Practice makes perfect, or more appropriately, perfect practice makes perfect. Take the time and prepare for your show. If the show you want to go to is 2 months away, start practicing now. Make sure your horse is able to do everything that will be asked of him in the show ring. If you are a jumper a good piece of advice is to jump lower at the show than you are schooling over at home. For example, if your horse is working over 4 ft jumps at home, enter classes with the max height of the jumps is around 3’6”. You don’t ant to use a horse show as practice. The show is your test. A test of how well you have gotten your horse prepared for the show. So practice to show, and practice often.
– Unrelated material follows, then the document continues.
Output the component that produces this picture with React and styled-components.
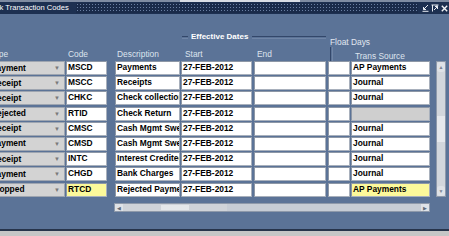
import React from 'react';
import styled, { createGlobalStyle } from 'styled-components';

const GlobalStyle = createGlobalStyle`
  html, body { margin: 0; padding: 0; background: #c6c6c6; overflow: hidden; }
  body { font-family: "Liberation Sans", Arial, sans-serif; }
`;

const Window = styled.div`
  margin-left: -16px;
  width: 465px;
  height: 236px;
  display: flex;
  flex-direction: column;
  background: #5b7397;
`;

const TopStrip = styled.div`
  height: 2px;
  background: linear-gradient(90deg, #7f8ca2 0 196px, #d9dde4 196px 316px, #7f8ca2 316px);
`;

const TitleBar = styled.div`
  height: 12px;
  background: #1d3051;
  display: flex;
  align-items: center;
  padding-left: 2px;
`;

const TitleText = styled.span`
  color: #ffffff;
  font-size: 7.6px;
  line-height: 12px;
  white-space: nowrap;
  width: 90px;
  flex: none;
`;

const Texture = styled.div`
  width: 342px;
  height: 10px;
  background-color: #1a2b4a;
  background-image: radial-gradient(circle, #6a7fa3 0.6px, transparent 0.9px);
  background-size: 3px 3px;
`;

const Controls = styled.div`
  display: flex;
  align-items: center;
  gap: 2px;
  padding-left: 4px;
`;

const Body = styled.div`
  flex: 1;
  display: flex;
  flex-direction: column;
`;

const Header = styled.div`
  height: 47px;
  display: flex;
  align-items: stretch;
`;

const HeadCell = styled.div`
  width: ${p => p.$w}px;
  margin-left: ${p => p.$ml || 0}px;
  display: flex;
  flex-direction: column;
  justify-content: flex-end;
  flex: none;
`;

const Label = styled.span`
  color: #dde4ee;
  font-size: 8.4px;
  line-height: 10px;
  padding-left: ${p => p.$pl || 0}px;
  padding-bottom: 2px;
  white-space: nowrap;
`;

const Group = styled.div`
  width: ${p => p.$w}px;
  margin-left: ${p => p.$ml || 0}px;
  display: flex;
  flex-direction: column;
  flex: none;
`;

const FrameTitle = styled.div`
  margin-top: 18px;
  height: 10px;
  display: flex;
  align-items: center;
  gap: 3px;
`;

const FrameLine = styled.div`
  height: 1px;
  border-top: 1px solid #33476a;
  border-bottom: 1px solid #7085a6;
  width: ${p => (p.$w ? `${p.$w}px` : 'auto')};
  flex: ${p => (p.$w ? 'none' : '1')};
  margin-left: ${p => p.$ml || 0}px;
`;

const FrameText = styled.span`
  color: #ffffff;
  font-weight: bold;
  font-size: 8px;
  line-height: 10px;
  white-space: nowrap;
  padding-right: 1px;
`;

const SubRow = styled.div`
  margin-top: auto;
  display: flex;
  align-items: flex-end;
`;

const FloatLabel = styled.span`
  margin-top: 23px;
  height: 10px;
  line-height: 10px;
  padding-left: 2px;
  color: #e2e8f1;
  font-size: 8.4px;
  white-space: nowrap;
`;

const VLine = styled.div`
  width: 1px;
  height: 15px;
  margin-left: 2px;
  margin-bottom: 1px;
  border-left: 1px solid #33476a;
  border-right: 1px solid #7085a6;
`;

const Table = styled.div`
  display: flex;
  align-items: flex-start;
`;

const Rows = styled.div`
  display: flex;
  flex-direction: column;
  gap: 1.2px;
`;

const Row = styled.div`
  display: flex;
  height: 14px;
`;

const tones = {
  white: '#ffffff',
  gray: '#cfcfcf',
  yellow: '#fcf99b',
};

const Cell = styled.div`
  box-sizing: border-box;
  width: ${p => p.$w}px;
  margin-left: ${p => p.$ml || 0}px;
  height: 14px;
  flex: none;
  border: 1px solid #a8b0bc;
  border-top-color: #8d97a6;
  border-left-color: #8d97a6;
  background: ${p => tones[p.$tone || 'white']};
  color: #000;
  font-weight: bold;
  font-size: 8.4px;
  line-height: 11px;
  padding-left: ${p => p.$pl ?? 1}px;
  white-space: nowrap;
  overflow: hidden;
`;

const Select = styled.div`
  box-sizing: border-box;
  width: 81px;
  height: 14px;
  flex: none;
  display: flex;
  align-items: center;
  justify-content: space-between;
  background: #d3d3d3;
  border: 1px solid #9ea5b0;
  padding: 0 4px 0 6px;
  font-weight: bold;
  font-size: 8.4px;
  line-height: 11px;
  color: #000;
`;

const Arrow = styled.span`
  font-size: 6px;
  color: #7a7a7a;
  line-height: 6px;
`;

const VScroll = styled.div`
  margin-left: 6px;
  width: 10px;
  height: 136px;
  box-sizing: border-box;
  border: 1px solid #8e99aa;
  background: #d2d6dc;
  display: flex;
  flex-direction: column;
`;

const VBtn = styled.div`
  height: 10px;
  display: flex;
  align-items: center;
  justify-content: center;
  background: #dfe2e7;
  border-radius: 3px;
  color: #7c8594;
  font-size: 5px;
`;

const VTrack = styled.div`
  flex: 1;
  display: flex;
  flex-direction: column;
  justify-content: center;
`;

const Dots = styled.div`
  width: ${p => p.$w}px;
  height: ${p => p.$h}px;
  margin: ${p => p.$m || '0'};
  background-image: radial-gradient(circle, #f4f6f8 0.6px, transparent 0.9px);
  background-size: 2px 2px;
  opacity: 0.9;
`;

const HScroll = styled.div`
  margin-top: 6px;
  margin-left: 130px;
  width: 316px;
  height: 9px;
  box-sizing: border-box;
  border: 1px solid #8e99aa;
  background: #c6ccd5;
  display: flex;
`;

const HBtn = styled.div`
  width: 8px;
  display: flex;
  align-items: center;
  justify-content: center;
  background: #dfe2e7;
  color: #606a78;
  font-size: 5px;
`;

const HThumb = styled.div`
  width: 104px;
  display: flex;
  align-items: center;
  justify-content: center;
  background: #cfd3d9;
`;

const Spacer = styled.div`
  flex: 1;
`;

const BottomEdge = styled.div`
  height: 2px;
  background: #27344b;
`;

const Footer = styled.div`
  height: 5px;
  background: #c6c6c6;
`;

const cols = {
  code: { ml: 1, w: 41 },
  desc: { ml: 8, w: 65 },
  start: { ml: 1, w: 71 },
  end: { ml: 2, w: 72 },
  flt: { ml: 2, w: 22 },
  trans: { ml: 1, w: 79 },
};

const rows = [
  { type: 'Payment', code: 'MSCD', desc: 'Payments', trans: 'AP Payments' },
  { type: 'Receipt', code: 'MSCC', desc: 'Receipts', trans: 'Journal' },
  { type: 'Receipt', code: 'CHKC', desc: 'Check collection', trans: 'Journal' },
  { type: 'Rejected', code: 'RTID', desc: 'Check Return', trans: '', transTone: 'gray' },
  { type: 'Receipt', code: 'CMSC', desc: 'Cash Mgmt Sweep', trans: 'Journal' },
  { type: 'Payment', code: 'CMSD', desc: 'Cash Mgmt Sweep', trans: 'Journal' },
  { type: 'Receipt', code: 'INTC', desc: 'Interest Credited', trans: 'Journal' },
  { type: 'Payment', code: 'CHGD', desc: 'Bank Charges', trans: 'Journal' },
  { type: 'Stopped', code: 'RTCD', desc: 'Rejected Payment', trans: 'AP Payments', codeTone: 'yellow', transTone: 'yellow' },
];

const MinIcon = () => (
  <svg width="7" height="8" viewBox="0 0 7 8">
    <path d="M6 1 L1.5 5.5 M1.5 3 V5.5 H4 M0.5 7.3 H6.5" stroke="#e8ecf2" strokeWidth="1" fill="none" />
  </svg>
);

const MaxIcon = () => (
  <svg width="8" height="8" viewBox="0 0 8 8">
    <path d="M0.5 1 H7.5 M1.5 1 V7.5 M6 1 V3 M3 6 L6.5 2.5 M4 2.5 H6.5 V5" stroke="#e8ecf2" strokeWidth="1" fill="none" />
  </svg>
);

const CloseIcon = () => (
  <svg width="7" height="7" viewBox="0 0 7 7">
    <path d="M0.8 0.8 L6.2 6.2 M6.2 0.8 L0.8 6.2" stroke="#f2f4f7" strokeWidth="1.4" fill="none" />
  </svg>
);

export default function App() {
  return (
    <>
      <GlobalStyle />
      <Window>
        <TopStrip />
        <TitleBar>
          <TitleText>Bank Transaction Codes</TitleText>
          <Texture />
          <Controls>
            <MinIcon />
            <MaxIcon />
            <CloseIcon />
          </Controls>
        </TitleBar>
        <Body>
          <Header>
            <HeadCell $w={81}>
              <Label $pl={6}>Type</Label>
            </HeadCell>
            <HeadCell $w={cols.code.w} $ml={cols.code.ml}>
              <Label $pl={2}>Code</Label>
            </HeadCell>
            <HeadCell $w={cols.desc.w} $ml={cols.desc.ml}>
              <Label $pl={2}>Description</Label>
            </HeadCell>
            <Group $w={cols.start.w + cols.end.ml + cols.end.w} $ml={cols.start.ml}>
              <FrameTitle>
                <FrameLine $w={6} $ml={1} />
                <FrameText>Effective Dates</FrameText>
                <FrameLine />
              </FrameTitle>
              <SubRow>
                <HeadCell $w={cols.start.w}>
                  <Label $pl={4}>Start</Label>
                </HeadCell>
                <HeadCell $w={cols.end.w} $ml={cols.end.ml}>
                  <Label $pl={3}>End</Label>
                </HeadCell>
              </SubRow>
            </Group>
            <Group $w={cols.flt.w + cols.trans.ml + cols.trans.w} $ml={cols.flt.ml}>
              <FloatLabel>Float Days</FloatLabel>
              <SubRow>
                <VLine />
                <HeadCell $w={70} $ml={22}>
                  <Label>Trans Source</Label>
                </HeadCell>
              </SubRow>
            </Group>
          </Header>
          <Table>
            <Rows>
              {rows.map(r => (
                <Row key={r.code}>
                  <Select>
                    <span>{r.type}</span>
                    <Arrow>▼</Arrow>
                  </Select>
                  <Cell $w={cols.code.w} $ml={cols.code.ml} $tone={r.codeTone}>{r.code}</Cell>
                  <Cell $w={cols.desc.w} $ml={cols.desc.ml}>{r.desc}</Cell>
                  <Cell $w={cols.start.w} $ml={cols.start.ml}>27-FEB-2012</Cell>
                  <Cell $w={cols.end.w} $ml={cols.end.ml} />
                  <Cell $w={cols.flt.w} $ml={cols.flt.ml} />
                  <Cell $w={cols.trans.w} $ml={cols.trans.ml} $tone={r.transTone}>{r.trans}</Cell>
                </Row>
              ))}
            </Rows>
            <VScroll>
              <VBtn>▲</VBtn>
              <VTrack>
                <Dots $w={8} $h={26} $m="0 0 0 0" />
              </VTrack>
              <VBtn>▼</VBtn>
            </VScroll>
          </Table>
          <HScroll>
            <HBtn>◀</HBtn>
            <HThumb>
              <Dots $w={28} $h={5} />
            </HThumb>
            <Spacer />
            <HBtn>▶</HBtn>
          </HScroll>
          <Spacer />
        </Body>
        <BottomEdge />
        <Footer />
      </Window>
    </>
  );
}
One thing I like to do is to pretend I am at the show. I walk in to the arena, just as I would if I were at a horse show. I say out loud, “walk your horses, trot your horses, canter your horses…” You get the idea. I practice at home what will be asked of me at the show to help me prepare for the real thing.
Go Off Property
And practicing what will be in the class is only one aspect of preparing. You also need to consider how your horse will react to being out of his comfort zone. If he is flighty on the trail, you can be assured he will probably be nervous in a completely different environment. So take him out on the trail, practice loading him up into the trailer and going somewhere new.
By doing all of these things, and planning and preparing for your first show. And hopefully this advice will help you to have a memorable first show with your horse. Now don’t get me wrong, I treasure the memories of my very first show. And it pushed me to be better, and it really helped me to understand how important the preparation part really is. But if I was better prepared, I wouldn’t have horse show anxiety now.